Critical controls include cutover rehearsals, fallback procedures for shipment execution, manual workarounds for scanning or dispatch outages, and predefined thresholds for command-center escalation. Peak season blackout windows should be built into the deployment methodology. So should contingency plans for carrier integration failures, delayed master data loads, and finance posting mismatches. Mature programs treat these as design requirements, not post-go-live surprises.
Executive recommendations for a scalable logistics ERP modernization program
Executives should sponsor logistics ERP migration as a business model modernization initiative, not a software replacement project. That means funding process harmonization, data governance, and organizational adoption with the same seriousness as platform configuration. It also means setting success measures that reflect operational outcomes: order cycle time, on-time delivery, warehouse productivity, invoice accuracy, days to close, and margin visibility by customer and lane.

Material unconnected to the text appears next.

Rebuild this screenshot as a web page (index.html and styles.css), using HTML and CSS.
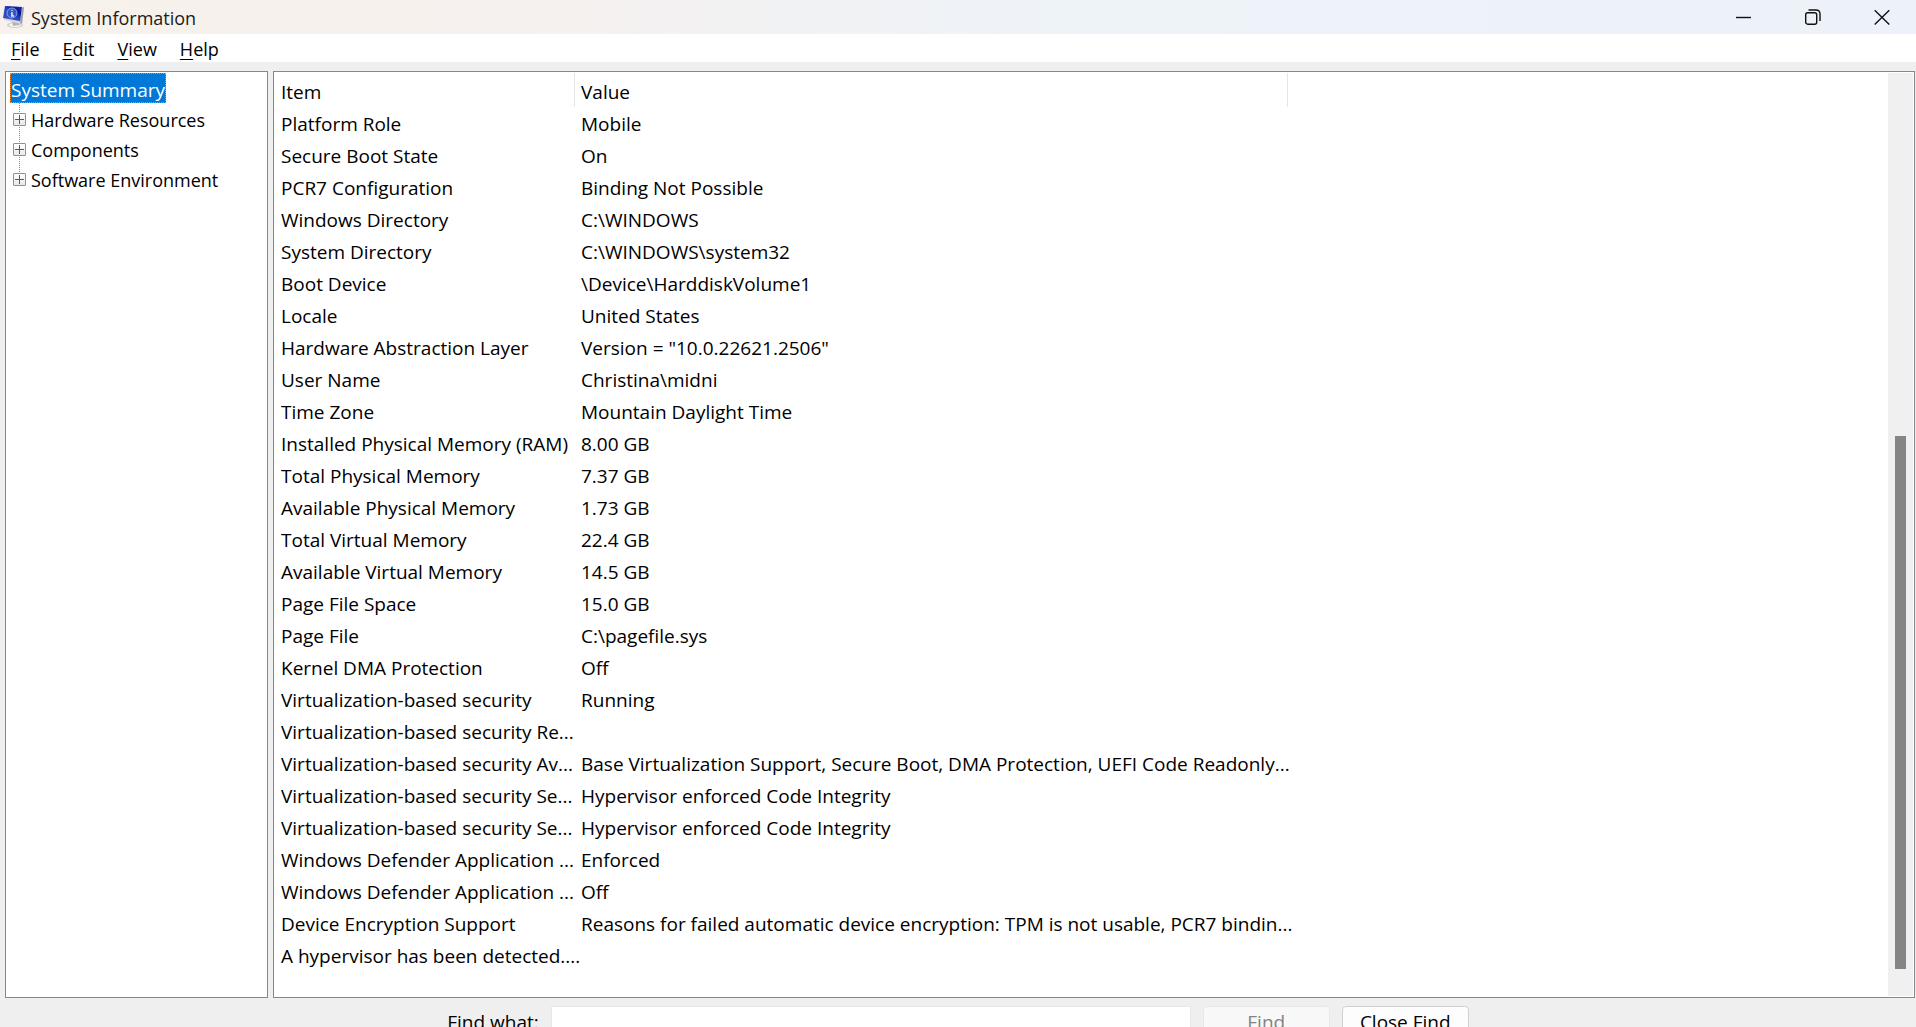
FILE: index.html
```html
<!DOCTYPE html>
<html lang="en">
  <head>
    <meta charset="UTF-8" />
    <meta name="viewport" content="width=device-width, initial-scale=1.0" />
    <title>System Information</title>
    <link rel="stylesheet" href="styles.css">
  </head>
  <body>
    <header class="titlebar">
      <svg class="app-icon" viewBox="0 0 22 24" aria-hidden="true">
        <defs>
          <linearGradient id="screen" x1="0" y1="1" x2="1" y2="0">
            <stop offset="0" stop-color="#3a58c0" />
            <stop offset="0.5" stop-color="#2444c4" />
            <stop offset="0.7" stop-color="#0a1490" />
            <stop offset="1" stop-color="#1434d8" />
          </linearGradient>
        </defs>
        <ellipse cx="12" cy="20" rx="8" ry="3" fill="#cfcecd" />
        <ellipse cx="12" cy="20" rx="6" ry="2" fill="#f4f4f3" />
        <path d="M9 15l7 2 1 3-7 1z" fill="#b4b3b6" />
        <path d="M2 1L21 2L19 19L1 15Z" fill="#d5d6df" />
        <path d="M19 3L21 2L19 19L17 18Z" fill="#9c9da8" />
        <path d="M2 1L19 2L17 16L0 13Z" fill="url(#screen)" />
        <circle cx="9" cy="8" r="5" fill="#3457c4" stroke="#8aa4e2" />
        <path d="M9 5v1M8 8h1v3M8 11h3" fill="none" stroke="#e4edff" stroke-width="1.5" />
      </svg>
      <h1 class="title">System Information</h1>
      <div class="window-buttons">
        <button class="window-btn" aria-label="Minimize">
          <svg viewBox="0 0 16 16"><path d="M0 8.5h15" /></svg>
        </button>
        <button class="window-btn" aria-label="Restore">
          <svg viewBox="0 0 16 16">
            <rect x="0.7" y="3.7" width="11" height="11.5" rx="2" />
            <path d="M3.5 1H11q4 0 4 4v7" />
          </svg>
        </button>
        <button class="window-btn" aria-label="Close">
          <svg viewBox="0 0 16 16"><path d="M0.7 1.2l14.6 14.3M15.3 1.2L0.7 15.5" /></svg>
        </button>
      </div>
    </header>

    <nav class="menubar">
      <button class="menu-item"><u>F</u>ile</button>
      <button class="menu-item"><u>E</u>dit</button>
      <button class="menu-item"><u>V</u>iew</button>
      <button class="menu-item"><u>H</u>elp</button>
    </nav>

    <main class="panes">
      <aside class="tree-pane">
        <button class="tree-root">System Summary</button>
        <ul class="tree">
          <li class="tree-item">
            <button class="expander" aria-label="Expand Hardware Resources"></button>
            <button class="tree-label">Hardware Resources</button>
          </li>
          <li class="tree-item">
            <button class="expander" aria-label="Expand Components"></button>
            <button class="tree-label">Components</button>
          </li>
          <li class="tree-item">
            <button class="expander" aria-label="Expand Software Environment"></button>
            <button class="tree-label">Software Environment</button>
          </li>
        </ul>
      </aside>

      <section class="list-pane">
        <div class="list">
          <table class="details">
            <colgroup>
              <col class="col-item" />
              <col class="col-value" />
            </colgroup>
            <thead>
              <tr><th>Item</th><th>Value</th></tr>
            </thead>
            <tbody>
              <tr><td>Platform Role</td><td>Mobile</td></tr>
              <tr><td>Secure Boot State</td><td>On</td></tr>
              <tr><td>PCR7 Configuration</td><td>Binding Not Possible</td></tr>
              <tr><td>Windows Directory</td><td>C:\WINDOWS</td></tr>
              <tr><td>System Directory</td><td>C:\WINDOWS\system32</td></tr>
              <tr><td>Boot Device</td><td>\Device\HarddiskVolume1</td></tr>
              <tr><td>Locale</td><td>United States</td></tr>
              <tr><td>Hardware Abstraction Layer</td><td>Version = "10.0.22621.2506"</td></tr>
              <tr><td>User Name</td><td>Christina\midni</td></tr>
              <tr><td>Time Zone</td><td>Mountain Daylight Time</td></tr>
              <tr><td>Installed Physical Memory (RAM)</td><td>8.00 GB</td></tr>
              <tr><td>Total Physical Memory</td><td>7.37 GB</td></tr>
              <tr><td>Available Physical Memory</td><td>1.73 GB</td></tr>
              <tr><td>Total Virtual Memory</td><td>22.4 GB</td></tr>
              <tr><td>Available Virtual Memory</td><td>14.5 GB</td></tr>
              <tr><td>Page File Space</td><td>15.0 GB</td></tr>
              <tr><td>Page File</td><td>C:\pagefile.sys</td></tr>
              <tr><td>Kernel DMA Protection</td><td>Off</td></tr>
              <tr><td>Virtualization-based security</td><td>Running</td></tr>
              <tr><td>Virtualization-based security Re...</td><td></td></tr>
              <tr><td>Virtualization-based security Av...</td><td>Base Virtualization Support, Secure Boot, DMA Protection, UEFI Code Readonly...</td></tr>
              <tr><td>Virtualization-based security Se...</td><td>Hypervisor enforced Code Integrity</td></tr>
              <tr><td>Virtualization-based security Se...</td><td>Hypervisor enforced Code Integrity</td></tr>
              <tr><td>Windows Defender Application ...</td><td>Enforced</td></tr>
              <tr><td>Windows Defender Application ...</td><td>Off</td></tr>
              <tr><td>Device Encryption Support</td><td>Reasons for failed automatic device encryption: TPM is not usable, PCR7 bindin...</td></tr>
              <tr><td>A hypervisor has been detected....</td><td></td></tr>
            </tbody>
          </table>
        </div>
        <div class="scrollbar">
          <div class="scroll-thumb"></div>
        </div>
      </section>
    </main>

    <form class="findbar">
      <label class="find-label" for="find-what">Find what:</label>
      <input class="find-input" type="text" id="find-what" />
      <button class="find-btn" type="submit" disabled>Find</button>
      <button class="find-btn" type="button">Close Find</button>
    </form>
  </body>
</html>
```
FILE: styles.css
```css
:root {
  --window-bg: #efefef;
  --pane-border: #828790;
  --selection: #0078d7;
}

* {
  margin: 0;
  padding: 0;
  box-sizing: border-box;
}

body {
  height: 100vh;
  display: flex;
  flex-direction: column;
  overflow: hidden;
  background: var(--window-bg);
  color: #000;
  font-family: "Open Sans", "Noto Sans", sans-serif;
  font-size: 19px;
  line-height: 26px;
}

button,
input {
  font: inherit;
  color: inherit;
  border: none;
  background: none;
}

.titlebar {
  flex: none;
  height: 34px;
  display: flex;
  align-items: center;
  gap: 6px;
  padding-left: 3px;
  background: linear-gradient(90deg, #f8f1ec, #f6f1ee 25%, #eef3f8 55%, #edf2fa);
}

.app-icon {
  width: 22px;
  height: 24px;
}

.title {
  font-size: 18px;
  font-weight: 400;
  color: #1b1b1b;
  padding-top: 2px;
}

.window-buttons {
  display: flex;
  height: 100%;
  margin-left: auto;
}

.window-btn {
  width: 69px;
  display: flex;
  justify-content: center;
  align-items: center;
}

.window-btn svg {
  width: 16px;
  height: 16px;
  fill: none;
  stroke: #111;
  stroke-width: 1.4;
}

.menubar {
  flex: none;
  height: 28px;
  display: flex;
  align-items: center;
  gap: 23px;
  padding: 2px 11px 0;
  background: #fff;
}

.menu-item {
  font-size: 18px;
}

.menu-item u {
  text-underline-offset: 3px;
}

.panes {
  flex: 1;
  min-height: 0;
  display: flex;
  gap: 5px;
  padding: 9px 1px 0 5px;
}

.tree-pane,
.list-pane {
  border: 1px solid var(--pane-border);
  background: #fff;
}

.tree-pane {
  flex: none;
  width: 263px;
  padding: 1px 4px;
}

.tree-root {
  display: block;
  height: 30px;
  padding: 3px 1px 0;
  background: var(--selection);
  color: #fff;
  outline: 1px dotted #ff8728;
  outline-offset: -1px;
  white-space: nowrap;
}

.tree {
  list-style: none;
  margin-left: 3px;
  background: linear-gradient(#888 1px, transparent 1px) 6px 0 / 1px 2px repeat-y;
  height: 80px;
}

.tree-item {
  height: 30px;
  display: flex;
  align-items: center;
  gap: 5px;
  padding-top: 2px;
}

.expander {
  flex: none;
  width: 13px;
  height: 13px;
  border: 1px solid #919191;
  border-radius: 1px;
  background:
    linear-gradient(#3d5b9e, #3d5b9e) center / 9px 1px no-repeat,
    linear-gradient(#3d5b9e, #3d5b9e) center / 1px 9px no-repeat,
    linear-gradient(#fff, #e8e8e8);
}

.tree-label {
  padding-top: 2px;
  font-size: 18px;
  white-space: nowrap;
}

.list-pane {
  flex: 1;
  min-width: 0;
  display: flex;
  padding: 1px;
}

.list {
  flex: 1;
  min-width: 0;
  overflow: hidden;
}

.details {
  table-layout: fixed;
  width: 1013px;
  border-collapse: collapse;
}

.col-item {
  width: 300px;
}

.details th,
.details td {
  height: 32px;
  padding: 0 0 0 6px;
  text-align: left;
  font-weight: 400;
  white-space: nowrap;
}

.details th {
  height: 35px;
  padding-top: 2px;
  background: linear-gradient(#e5e5e5, #e5e5e5) right top / 1px 34px no-repeat;
}

.scrollbar {
  flex: none;
  width: 25px;
  display: flex;
  flex-direction: column;
  align-items: center;
  padding-bottom: 27px;
  background: #f0f0f0;
}

.scroll-thumb {
  width: 11px;
  height: 59.5%;
  margin-top: auto;
  background: #858585;
}

.findbar {
  flex: none;
  height: 29px;
  display: flex;
  justify-content: center;
  align-items: flex-start;
  gap: 12px;
  padding-top: 8px;
}

.find-label {
  padding-top: 3px;
}

.find-input {
  width: 640px;
  height: 32px;
  padding: 0 6px;
  border: 1px solid #e8e8e8;
  background: #fff;
}

.find-btn {
  width: 127px;
  height: 32px;
  border: 1px solid #d0d0d0;
  border-radius: 4px;
  background: #fdfdfd;
  line-height: 24px;
}

.find-btn:disabled {
  border-color: #e8e8e8;
  background: #f8f8f8;
  color: #838383;
}
```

The most effective leadership teams also insist on disciplined scope management. They prioritize the minimum viable standard needed for enterprise scalability, then sequence advanced optimization after stabilization. This avoids the common trap of overengineering the initial release while underinvesting in rollout governance and operational readiness.
For SysGenPro clients, the strategic objective is clear: create a logistics ERP foundation where fleet, warehouse, and finance processes operate as one connected system of execution and control. When migration is governed as enterprise transformation delivery, organizations gain more than a new ERP. They gain a scalable operating model for growth, resilience, and continuous modernization.